##### Stored rows #####
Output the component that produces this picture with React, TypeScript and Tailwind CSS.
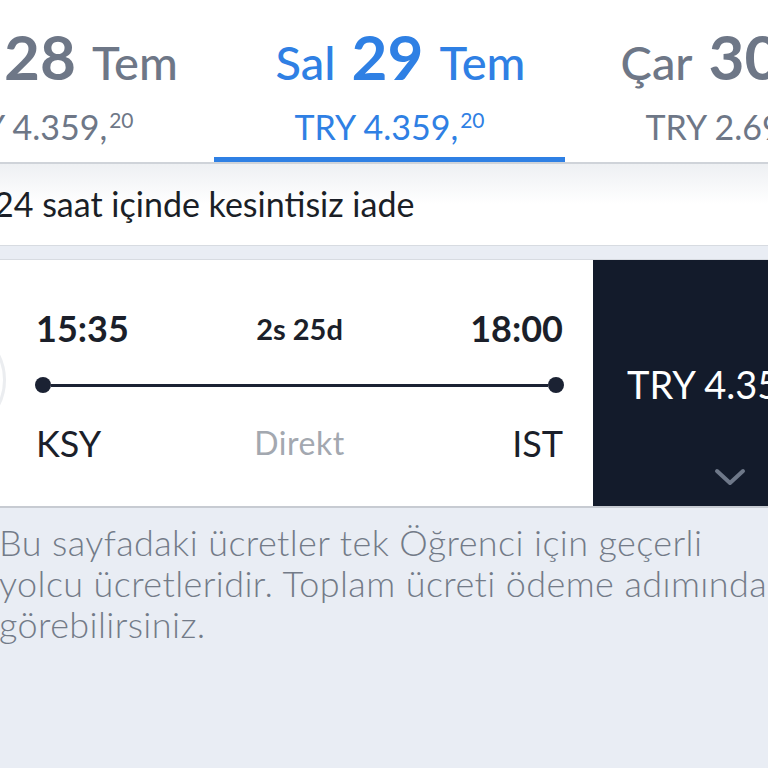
import React from "react";

type Tab = { day: string; num: string; month: string; price: string; cents: string; active?: boolean };

const tabs: Tab[] = [
  { day: "Pzt", num: "28", month: "Tem", price: "TRY 4.359,", cents: "20" },
  { day: "Sal", num: "29", month: "Tem", price: "TRY 4.359,", cents: "20", active: true },
  { day: "Çar", num: "30", month: "Tem", price: "TRY 2.699,", cents: "00" },
];

function DateTab({ t }: { t: Tab }) {
  const color = t.active ? "text-[#2f80e4]" : "text-[#6e7787]";
  return (
    <div className={`relative w-[351px] shrink-0 h-[162px] flex flex-col items-center ${color}`}>
      <div className="flex items-baseline gap-[16px] mt-[25px] ml-[22px] leading-none whitespace-nowrap">
        <span className="text-[47px] font-medium">{t.day}</span>
        <span className="text-[62px] font-bold">{t.num}</span>
        <span className="text-[47px] font-medium">{t.month}</span>
      </div>
      <div className="flex items-start mt-[23px] leading-none whitespace-nowrap">
        <span className="text-[34px]">{t.price}</span>
        <span className="text-[21px] ml-[2px] -mt-[1px]">{t.cents}</span>
      </div>
      {t.active && <div className="absolute left-0 right-0 bottom-0 h-[5px] bg-[#2f80e4]" />}
    </div>
  );
}

export default function App() {
  return (
    <div className="w-[768px] h-[768px] overflow-hidden bg-[#e9edf4] font-['Lato',sans-serif]">
      <header className="bg-white border-b-2 border-[#cfd3d9]">
        <div className="flex ml-[-137px]">
          {tabs.map((t) => (
            <DateTab key={t.num} t={t} />
          ))}
        </div>
      </header>
      <div className="h-[82px] bg-gradient-to-b from-[#eef0f3] via-white to-white border-b border-[#d7dbe1] flex items-center">
        <span className="ml-[-6px] mt-[-2px] text-[34px] text-[#1b1f27] whitespace-nowrap">24 saat içinde kesintisiz iade</span>
      </div>
      <div className="h-[13px]" />
      <div className="h-[249px] flex bg-white border-t border-[#d7dbe1] border-b-2 border-b-[#c7cbd2]">
        <div className="relative w-[593px] shrink-0 pl-[36px] pr-[30px] flex flex-col overflow-hidden">
          <div className="absolute left-[-106px] top-[64px] w-[112px] h-[112px] rounded-full border-[3px] border-[#ebedf0]" />
          <div className="grid grid-cols-[1fr_auto_1fr] items-center mt-[50px] leading-none text-[#1b1f2a]">
            <span className="text-[36px] font-bold">15:35</span>
            <span className="text-[29px] font-bold">2s 25d</span>
            <span className="text-[36px] font-bold text-right">18:00</span>
          </div>
          <div className="relative mt-[30px] h-[18px] flex items-center">
            <div className="w-[16px] h-[16px] rounded-full bg-[#1b2233] ml-[-1px]" />
            <div className="flex-1 h-[3px] bg-[#1b2233]" />
            <div className="w-[16px] h-[16px] rounded-full bg-[#1b2233] mr-[-1px]" />
          </div>
          <div className="grid grid-cols-[1fr_auto_1fr] items-center mt-[31px] leading-none">
            <span className="text-[36px] text-[#1b1f2a]">KSY</span>
            <span className="text-[32px] tracking-[0.5px] text-[#a3a8b0]">Direkt</span>
            <span className="text-[36px] text-[#1b1f2a] text-right">IST</span>
          </div>
        </div>
        <div className="flex-1 bg-[#131b2b] flex flex-col">
          <div className="mt-[105px] ml-[34px] text-[38px] text-white leading-none whitespace-nowrap">TRY 4.359,20</div>
          <div className="mt-[65px] ml-[121px] text-[#6e7889]">
            <svg width="32" height="18" viewBox="0 0 32 18" fill="none">
              <path d="M3 3 L16 15 L29 3" stroke="currentColor" strokeWidth="4" strokeLinecap="round" strokeLinejoin="round" />
            </svg>
          </div>
        </div>
      </div>
      <p className="mt-[14px] ml-[-1px] whitespace-nowrap text-[36px] leading-[41px] tracking-[0.4px] font-light text-[#737b88]">
        Bu sayfadaki ücretler tek Öğrenci için geçerli
        <br />
        yolcu ücretleridir. Toplam ücreti ödeme adımında
        <br />
        görebilirsiniz.
      </p>
    </div>
  );
}
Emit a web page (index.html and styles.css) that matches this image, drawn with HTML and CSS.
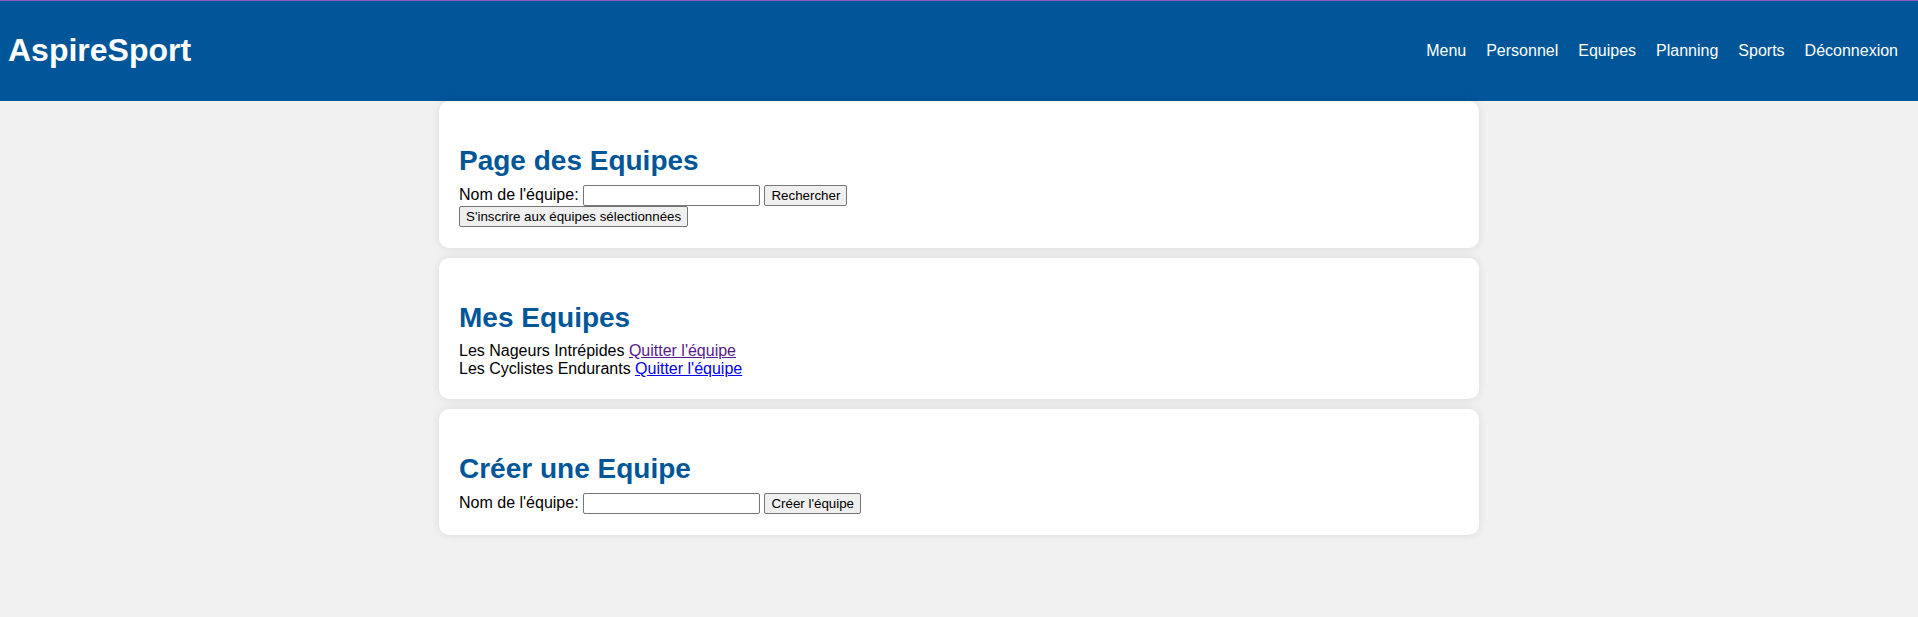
FILE: index.html
```html
<!DOCTYPE html>
<html lang="fr">
<head>
<meta charset="utf-8">
<title>AspireSport - Equipes</title>
<link rel="stylesheet" href="styles.css">
</head>
<body>
<header class="site-header">
  <h1 class="brand">AspireSport</h1>
  <nav class="nav">
    <a href="#">Menu</a>
    <a href="#">Personnel</a>
    <a href="#">Equipes</a>
    <a href="#">Planning</a>
    <a href="#">Sports</a>
    <a href="#">Déconnexion</a>
  </nav>
</header>
<main class="container">
  <section class="card">
    <h2 class="card-title">Page des Equipes</h2>
    <form class="form">
      <div class="row">Nom de l'équipe: <input type="text" class="field"> <button type="button" class="btn">Rechercher</button></div>
      <div class="row"><button type="button" class="btn">S'inscrire aux équipes sélectionnées</button></div>
    </form>
  </section>
  <section class="card">
    <h2 class="card-title">Mes Equipes</h2>
    <div class="team">Les Nageurs Intrépides <a href="#" class="link visited">Quitter l'équipe</a></div>
    <div class="team">Les Cyclistes Endurants <a href="#" class="link">Quitter l'équipe</a></div>
  </section>
  <section class="card">
    <h2 class="card-title">Créer une Equipe</h2>
    <form class="form">
      <div class="row">Nom de l'équipe: <input type="text" class="field"> <button type="button" class="btn">Créer l'équipe</button></div>
    </form>
  </section>
</main>
</body>
</html>
```
FILE: styles.css
```css
html, body {
  margin: 0;
  padding: 0;
}
body {
  background: #f1f1f1;
  font-family: "Liberation Sans", Arial, sans-serif;
  font-size: 16px;
  color: #000;
}
.site-header {
  display: flex;
  align-items: center;
  justify-content: space-between;
  box-sizing: border-box;
  height: 101px;
  border-top: 1px solid #8a5cc2;
  background: #005698;
  padding: 0 10px 1px 8px;
  color: #fff;
}
.brand {
  margin: 0;
  font-size: 32px;
  font-weight: bold;
  line-height: 37px;
}
.nav {
  display: flex;
}
.nav a {
  color: #fff;
  text-decoration: none;
  margin: 0 10px;
  font-size: 16px;
}
.container {
  width: 1040px;
  margin: 0 auto;
}
.card {
  background: #fff;
  border-radius: 10px;
  box-shadow: 0 0 10px rgba(0, 0, 0, 0.1);
  padding: 20px 20px 21px;
  margin-bottom: 10px;
}
.card-title {
  margin: 24px 0 8px;
  font-size: 28px;
  font-weight: bold;
  color: #005698;
}
.form {
  margin: 0;
}
.field {
  box-sizing: border-box;
  width: 177px;
  height: 21px;
  border: 1px solid #767676;
  border-radius: 2px;
  padding: 1px 2px;
  font: 13.333px "Liberation Sans", Arial, sans-serif;
  background: #fff;
  vertical-align: baseline;
}
.btn {
  box-sizing: border-box;
  height: 21px;
  padding: 1px 6px;
  border: 1px solid #767676;
  border-radius: 2px;
  background: #efefef;
  color: #000;
  font: 13.333px "Liberation Sans", Arial, sans-serif;
}
.link {
  color: #0000ee;
  text-decoration: underline;
}
.link.visited {
  color: #551a8b;
}
```
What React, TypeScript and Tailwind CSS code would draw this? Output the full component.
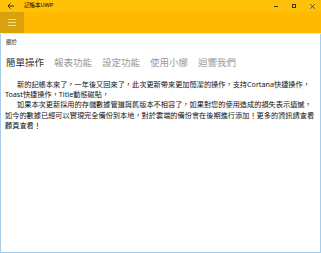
import React from "react";

const cjk = { fontFamily: '"Noto Sans", "Noto Sans CJK TC", sans-serif' };

export default function App() {
  const tabs = ["簡單操作", "報表功能", "設定功能", "使用小娜", "迴響我們"];
  return (
    <div className="w-[321px] h-[253px] flex flex-col bg-white overflow-hidden" style={cjk}>
      {/* title bar */}
      <div className="h-[12px] bg-[#ffc107] flex items-center shrink-0">
        <div className="w-[20px] flex justify-center pl-[1px]">
          <svg width="7" height="6" viewBox="0 0 7 6" fill="none" stroke="#222" strokeWidth="0.9">
            <path d="M7 3H1M3.5 0.5L1 3l2.5 2.5" />
          </svg>
        </div>
        <span className="text-[5.5px] leading-none text-black ml-[4px]">記帳本UWP</span>
        <div className="flex-1" />
        <div className="flex items-center">
          <div className="w-[18px] flex justify-center">
            <div className="w-[4px] h-[0.8px] bg-[#333]" />
          </div>
          <div className="w-[18px] flex justify-center">
            <div className="w-[4px] h-[4px] border-[0.8px] border-[#333]" />
          </div>
          <div className="w-[18px] flex justify-center">
            <svg width="5" height="5" viewBox="0 0 5 5" stroke="#333" strokeWidth="0.8">
              <path d="M0.3 0.3L4.7 4.7M4.7 0.3L0.3 4.7" />
            </svg>
          </div>
        </div>
      </div>
      {/* header */}
      <div className="h-[21px] bg-[#ffb900] flex shrink-0">
        <div className="w-[24px] h-full bg-[#d9a10b] flex flex-col items-center justify-center gap-[2px]">
          <div className="w-[8px] h-[1px] bg-[#f2dca6]" />
          <div className="w-[8px] h-[1px] bg-[#f2dca6]" />
          <div className="w-[8px] h-[1px] bg-[#f2dca6]" />
        </div>
      </div>
      <div className="h-[1px] bg-[#ffe9a8] shrink-0" />
      {/* content */}
      <div className="flex-1 border-x border-b border-[#a7cdeb] pl-[4px] pr-[2px]">
        <div className="text-[5.5px] leading-none text-[#222] mt-[6px] ml-[1px]">關於</div>
        <div className="flex gap-[10px] mt-[12px] ml-[1px]">
          {tabs.map((t, i) => (
            <span
              key={t}
              className={
                "text-[9.5px] leading-none " + (i === 0 ? "text-[#333]" : "text-[#9a9a9a]")
              }
            >
              {t}
            </span>
          ))}
        </div>
        <div className="mt-[12px] text-[7.2px] leading-[10.2px] text-[#111]">
          <p className="indent-[12px]">
            新的記帳本來了，一年後又回來了，此次更新帶來更加簡潔的操作，支持Cortana快捷操作，Toast快捷操作，Title動態磁貼，
          </p>
          <p className="indent-[12px]">
            如果本次更新採用的存儲數據管道與舊版本不相容了，如果對您的使用造成的損失表示遺憾，如今的數據已經可以實現完全備份到本地，對於雲端的備份會在後期進行添加！更多的資訊請查看顧頁查看！
          </p>
        </div>
      </div>
    </div>
  );
}
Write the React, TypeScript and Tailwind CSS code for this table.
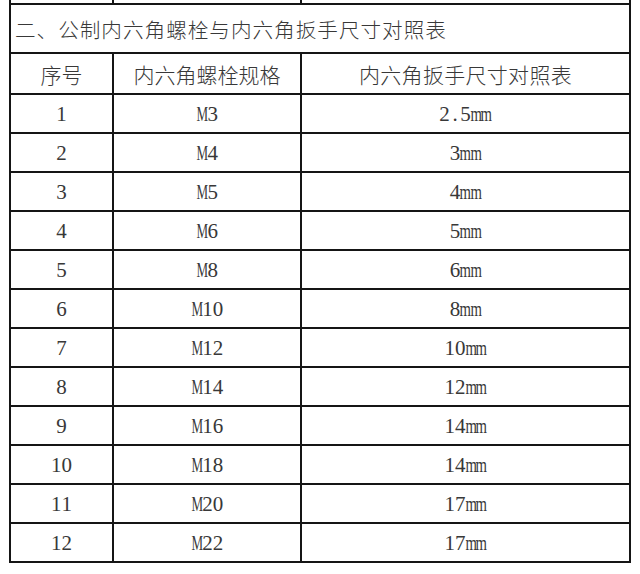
import React from "react";

const rows: [string, string, string][] = [
  ["1", "M3", "2.5mm"],
  ["2", "M4", "3mm"],
  ["3", "M5", "4mm"],
  ["4", "M6", "5mm"],
  ["5", "M8", "6mm"],
  ["6", "M10", "8mm"],
  ["7", "M12", "10mm"],
  ["8", "M14", "12mm"],
  ["9", "M16", "14mm"],
  ["10", "M18", "14mm"],
  ["11", "M20", "17mm"],
  ["12", "M22", "17mm"],
];

const cjk = { fontFamily: '"Noto Sans CJK SC", "Noto Sans", sans-serif' };
const serif = { fontFamily: '"Liberation Serif", "Noto Sans CJK SC", serif' };

function Mono({ text }: { text: string }) {
  return (
    <span className="inline-flex" style={serif}>
      {text.split("").map((c, i) => {
        const narrow = c === "M" ? "scale-x-[0.62]" : c === "m" ? "scale-x-[0.7]" : "";
        return (
          <span key={i} className="inline-flex w-[0.5em] justify-center">
            <span className={`inline-block shrink-0 ${narrow}`}>{c}</span>
          </span>
        );
      })}
    </span>
  );
}

export default function App() {
  return (
    <div className="w-[640px] h-[574px] bg-white overflow-hidden">
      <div className="ml-[9px] w-[622px] border-x-2 border-[#151515] text-[#383838]">
        {/* stub of previous table row */}
        <div className="grid grid-cols-[103px_188px_1fr] h-[3px]">
          <div className="border-r-2 border-[#151515]" />
          <div className="border-r-2 border-[#151515]" />
          <div />
        </div>
        {/* title row */}
        <div
          className="h-[51px] border-y-2 border-[#151515] flex items-center pl-[4px] pt-[2px] text-[20.6px] tracking-[1px] font-light"
          style={cjk}
        >
          二、公制内六角螺栓与内六角扳手尺寸对照表
        </div>
        {/* header row */}
        <div className="grid grid-cols-[103px_188px_1fr] h-[41px] border-b-2 border-[#151515] text-[21px] font-light" style={cjk}>
          <div className="border-r-2 border-[#151515] flex items-center justify-center pt-[3px]">序号</div>
          <div className="border-r-2 border-[#151515] flex items-center justify-center pt-[3px]">内六角螺栓规格</div>
          <div className="flex items-center justify-center pt-[3px] tracking-[0.3px]">内六角扳手尺寸对照表</div>
        </div>
        {rows.map(([n, m, s]) => (
          <div key={n} className="grid grid-cols-[103px_188px_1fr] h-[39px] border-b-2 border-[#151515] text-[21px]">
            <div className="border-r-2 border-[#151515] flex items-center justify-center pt-[3px]">
              <Mono text={n} />
            </div>
            <div className="border-r-2 border-[#151515] flex items-center justify-center pt-[3px] pl-[1px]">
              <Mono text={m} />
            </div>
            <div className="flex items-center justify-center pt-[3px]">
              <Mono text={s} />
            </div>
          </div>
        ))}
      </div>
    </div>
  );
}
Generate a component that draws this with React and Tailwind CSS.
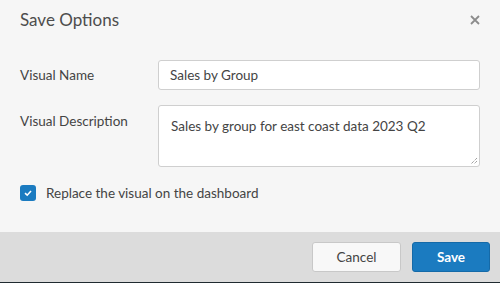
#####
[Set exercise]: Track down every line holding the string "with" and copy it.

[Task answer]:
Output the component that produces this picture with React, TypeScript and Tailwind CSS.
Emit a web page (index.html and styles.css) that matches this image, drawn with HTML and CSS.
Generate a component that draws this with React and Tailwind CSS.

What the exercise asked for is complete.